Di lain kesempatan, cerita Hasan Tiro, Karim diajaknya ke masjid untuk
shalat Jumat. Karim selalu menjadi pandangan orang dan bahkan dipeluk
para diplomat yang shalat di gedung PBB, New York. Diajaknya Karim
shalat di tempat itu, untuk membuat dia mengerti akan perintah agama.
Suatu ketika, Hasan Tiro sedang berjalan-jalan dengan Karim di Fifth
Avenue, New York. Banyak orang yang mendekati bocah itu untuk sekedar
berbicara atau memegang pipinya. Bila berjalan-jalan bersama Karim,
Hasan Tiro merasa dirinya seperti mendampingi orang penting.
Karena putranya selalu menjadi perhatian para pejalan kaki lain.
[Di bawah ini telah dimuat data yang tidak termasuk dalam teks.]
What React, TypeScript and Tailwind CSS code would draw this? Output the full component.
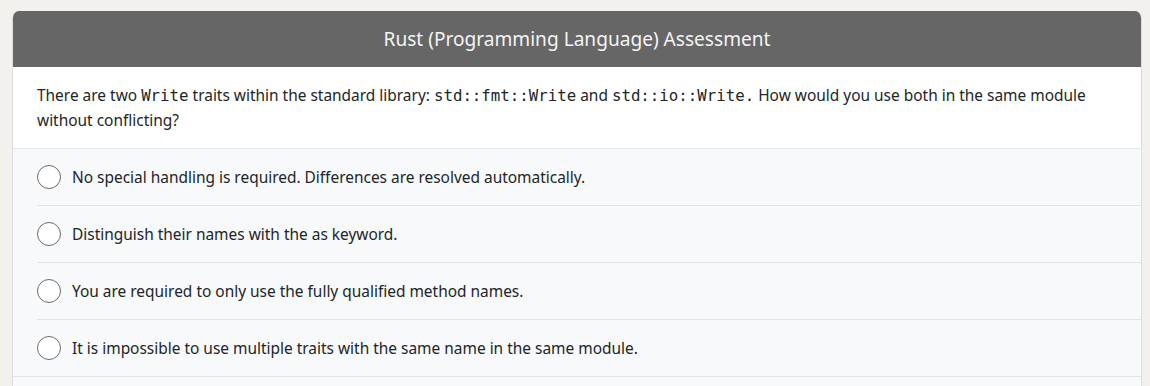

Di lain
hari, Karim ditinggalkan ayahnya di lobi Hotel Plaza. Hasan Tiro pergi
sebentar untuk menelepon seseorang. Belum selesai menelepon, ia melihat
senator Eugene McCarthy, yang kemudian menjadi seorang calon Presiden
AS, berbicara dengan Karim. Senator itu kemudian menghampiri Hasan Tiro
untuk memberi pujian kepada Karim. "Saya harus menghampiri dan berjabat
tangan dengan putra Anda, sebab ia terlihat tampan sekali!" kata senator
itu seperti dikutip Hasan Tiro.
Mengenang itu semua, Hasan Tiro galau. Tapi, kini pesawat telah tiba di
sebuah negara Asia, Hasan Tiro mengatur rencana agar dapat masuk ke
Aceh. Selama beberapa pekan, ia memantapkan rencananya. Tepat 30 Oktober
1976, Hasan Tiro berhasil menyusup ke Aceh dengan sebuah kapal motor
kecil. Ia mendarat dengan selamat di Pasi Lhok, Kembang Tanjong, Pidie.